**Set exercise:**
Show all lines holding "React".

▼

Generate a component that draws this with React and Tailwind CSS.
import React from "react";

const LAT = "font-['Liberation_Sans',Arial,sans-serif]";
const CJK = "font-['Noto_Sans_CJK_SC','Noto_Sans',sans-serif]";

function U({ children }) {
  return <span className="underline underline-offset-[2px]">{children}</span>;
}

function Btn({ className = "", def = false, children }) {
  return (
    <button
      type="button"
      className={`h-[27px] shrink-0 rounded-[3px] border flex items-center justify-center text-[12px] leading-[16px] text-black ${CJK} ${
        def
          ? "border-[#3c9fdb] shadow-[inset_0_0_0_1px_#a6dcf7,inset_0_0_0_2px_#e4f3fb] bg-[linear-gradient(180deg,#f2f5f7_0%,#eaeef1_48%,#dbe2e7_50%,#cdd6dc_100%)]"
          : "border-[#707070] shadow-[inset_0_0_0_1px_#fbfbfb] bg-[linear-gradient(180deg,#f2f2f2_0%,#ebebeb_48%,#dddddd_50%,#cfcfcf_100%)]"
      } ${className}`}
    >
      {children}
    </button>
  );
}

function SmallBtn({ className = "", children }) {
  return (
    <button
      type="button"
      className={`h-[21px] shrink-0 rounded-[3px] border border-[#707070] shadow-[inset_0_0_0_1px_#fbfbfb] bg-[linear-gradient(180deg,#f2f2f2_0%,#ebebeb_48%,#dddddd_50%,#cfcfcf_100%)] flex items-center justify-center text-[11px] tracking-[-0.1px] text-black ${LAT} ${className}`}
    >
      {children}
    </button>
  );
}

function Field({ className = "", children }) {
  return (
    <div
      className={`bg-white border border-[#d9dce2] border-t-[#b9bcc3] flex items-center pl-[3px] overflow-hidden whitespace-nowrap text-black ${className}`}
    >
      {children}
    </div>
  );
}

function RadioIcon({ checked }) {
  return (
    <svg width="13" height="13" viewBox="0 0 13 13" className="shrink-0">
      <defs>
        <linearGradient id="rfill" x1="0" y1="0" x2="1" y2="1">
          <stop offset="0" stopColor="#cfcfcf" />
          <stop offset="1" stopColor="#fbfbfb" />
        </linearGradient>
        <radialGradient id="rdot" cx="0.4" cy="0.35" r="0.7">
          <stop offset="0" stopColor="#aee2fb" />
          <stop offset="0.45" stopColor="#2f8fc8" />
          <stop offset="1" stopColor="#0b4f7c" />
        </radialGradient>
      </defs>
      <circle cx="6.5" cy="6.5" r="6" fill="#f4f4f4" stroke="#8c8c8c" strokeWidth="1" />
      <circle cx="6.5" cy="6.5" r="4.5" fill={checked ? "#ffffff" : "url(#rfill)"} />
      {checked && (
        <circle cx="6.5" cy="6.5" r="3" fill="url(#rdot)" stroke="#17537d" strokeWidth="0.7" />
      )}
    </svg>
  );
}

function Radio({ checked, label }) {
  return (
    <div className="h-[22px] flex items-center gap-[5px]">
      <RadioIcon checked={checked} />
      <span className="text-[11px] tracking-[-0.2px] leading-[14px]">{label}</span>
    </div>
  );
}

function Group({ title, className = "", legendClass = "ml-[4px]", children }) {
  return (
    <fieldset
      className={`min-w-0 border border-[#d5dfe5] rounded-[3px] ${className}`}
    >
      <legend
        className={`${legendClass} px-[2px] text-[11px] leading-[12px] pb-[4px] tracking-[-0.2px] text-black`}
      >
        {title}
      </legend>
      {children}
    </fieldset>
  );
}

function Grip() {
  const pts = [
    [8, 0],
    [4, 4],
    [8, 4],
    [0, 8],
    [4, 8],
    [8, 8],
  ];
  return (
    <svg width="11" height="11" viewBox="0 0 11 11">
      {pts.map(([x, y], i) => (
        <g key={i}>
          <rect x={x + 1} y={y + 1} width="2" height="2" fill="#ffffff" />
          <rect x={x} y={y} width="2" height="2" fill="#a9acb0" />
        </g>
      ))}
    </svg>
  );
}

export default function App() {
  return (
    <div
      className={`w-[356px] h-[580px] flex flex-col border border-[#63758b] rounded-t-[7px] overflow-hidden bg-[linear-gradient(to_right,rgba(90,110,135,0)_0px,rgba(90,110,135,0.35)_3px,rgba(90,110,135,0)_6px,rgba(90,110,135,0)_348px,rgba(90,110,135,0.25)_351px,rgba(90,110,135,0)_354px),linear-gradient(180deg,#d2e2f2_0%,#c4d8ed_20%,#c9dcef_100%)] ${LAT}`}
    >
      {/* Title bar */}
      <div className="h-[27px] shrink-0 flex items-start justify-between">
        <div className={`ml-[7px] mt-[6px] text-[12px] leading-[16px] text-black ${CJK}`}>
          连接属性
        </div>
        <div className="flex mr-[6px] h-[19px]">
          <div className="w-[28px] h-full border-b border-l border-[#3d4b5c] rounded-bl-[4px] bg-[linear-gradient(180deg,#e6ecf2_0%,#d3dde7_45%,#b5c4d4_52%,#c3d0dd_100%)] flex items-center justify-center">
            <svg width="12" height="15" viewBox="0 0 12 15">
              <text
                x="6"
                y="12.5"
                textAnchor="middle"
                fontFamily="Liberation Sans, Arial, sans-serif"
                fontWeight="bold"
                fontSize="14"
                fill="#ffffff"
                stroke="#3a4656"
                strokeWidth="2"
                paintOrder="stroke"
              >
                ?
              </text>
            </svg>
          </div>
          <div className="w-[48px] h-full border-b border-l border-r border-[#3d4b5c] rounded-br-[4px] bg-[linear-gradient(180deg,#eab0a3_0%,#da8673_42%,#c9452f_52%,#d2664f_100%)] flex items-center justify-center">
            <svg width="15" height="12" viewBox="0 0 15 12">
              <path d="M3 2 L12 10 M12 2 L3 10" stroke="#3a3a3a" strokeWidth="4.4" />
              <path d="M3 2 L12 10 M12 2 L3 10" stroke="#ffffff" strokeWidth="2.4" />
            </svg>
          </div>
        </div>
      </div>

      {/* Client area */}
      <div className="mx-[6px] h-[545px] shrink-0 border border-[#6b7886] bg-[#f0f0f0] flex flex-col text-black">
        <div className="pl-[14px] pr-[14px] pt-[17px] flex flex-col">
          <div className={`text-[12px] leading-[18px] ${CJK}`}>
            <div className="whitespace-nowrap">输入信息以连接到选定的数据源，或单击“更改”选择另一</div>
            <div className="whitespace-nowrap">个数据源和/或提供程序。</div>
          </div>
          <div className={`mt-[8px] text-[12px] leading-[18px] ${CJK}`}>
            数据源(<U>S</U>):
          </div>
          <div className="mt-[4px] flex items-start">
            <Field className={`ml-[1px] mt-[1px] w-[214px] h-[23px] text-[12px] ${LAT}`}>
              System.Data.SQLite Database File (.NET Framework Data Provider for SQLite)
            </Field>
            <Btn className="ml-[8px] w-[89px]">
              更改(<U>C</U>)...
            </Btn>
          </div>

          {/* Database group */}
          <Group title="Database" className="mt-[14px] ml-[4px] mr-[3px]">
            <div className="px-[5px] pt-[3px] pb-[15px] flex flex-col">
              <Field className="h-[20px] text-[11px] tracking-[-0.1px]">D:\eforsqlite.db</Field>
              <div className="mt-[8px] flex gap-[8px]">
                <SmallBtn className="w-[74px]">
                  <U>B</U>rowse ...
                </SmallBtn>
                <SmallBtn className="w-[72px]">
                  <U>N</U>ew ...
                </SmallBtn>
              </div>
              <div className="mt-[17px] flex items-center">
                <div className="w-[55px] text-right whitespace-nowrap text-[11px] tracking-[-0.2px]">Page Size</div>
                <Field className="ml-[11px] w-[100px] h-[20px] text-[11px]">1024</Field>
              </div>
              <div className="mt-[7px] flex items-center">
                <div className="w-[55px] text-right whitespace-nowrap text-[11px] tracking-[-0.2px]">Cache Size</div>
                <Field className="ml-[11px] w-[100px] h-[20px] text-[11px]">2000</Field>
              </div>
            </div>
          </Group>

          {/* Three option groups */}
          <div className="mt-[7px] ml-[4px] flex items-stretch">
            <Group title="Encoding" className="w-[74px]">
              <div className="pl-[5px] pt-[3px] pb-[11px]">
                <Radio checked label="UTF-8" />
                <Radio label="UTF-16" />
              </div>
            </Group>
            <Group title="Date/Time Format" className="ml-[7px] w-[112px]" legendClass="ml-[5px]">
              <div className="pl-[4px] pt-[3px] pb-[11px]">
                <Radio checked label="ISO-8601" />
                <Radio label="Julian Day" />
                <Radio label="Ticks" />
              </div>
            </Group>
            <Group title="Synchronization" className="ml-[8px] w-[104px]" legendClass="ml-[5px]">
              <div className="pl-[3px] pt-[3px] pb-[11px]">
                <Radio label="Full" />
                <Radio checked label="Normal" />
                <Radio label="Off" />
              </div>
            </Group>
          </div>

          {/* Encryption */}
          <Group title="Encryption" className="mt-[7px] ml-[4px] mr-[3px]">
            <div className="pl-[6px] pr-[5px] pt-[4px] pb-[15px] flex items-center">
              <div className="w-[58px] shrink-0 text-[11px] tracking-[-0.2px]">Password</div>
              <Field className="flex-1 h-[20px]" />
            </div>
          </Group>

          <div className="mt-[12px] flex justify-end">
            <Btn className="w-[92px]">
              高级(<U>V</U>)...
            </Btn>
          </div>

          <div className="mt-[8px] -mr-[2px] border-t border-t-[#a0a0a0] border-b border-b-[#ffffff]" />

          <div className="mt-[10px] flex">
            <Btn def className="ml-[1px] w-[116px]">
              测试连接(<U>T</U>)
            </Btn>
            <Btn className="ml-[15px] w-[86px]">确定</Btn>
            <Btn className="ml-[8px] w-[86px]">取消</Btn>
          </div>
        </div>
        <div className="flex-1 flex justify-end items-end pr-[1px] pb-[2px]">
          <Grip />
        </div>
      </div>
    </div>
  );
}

▲

**Solution for this exercise:**
Generate a component that draws this with React and Tailwind CSS.
import React from "react";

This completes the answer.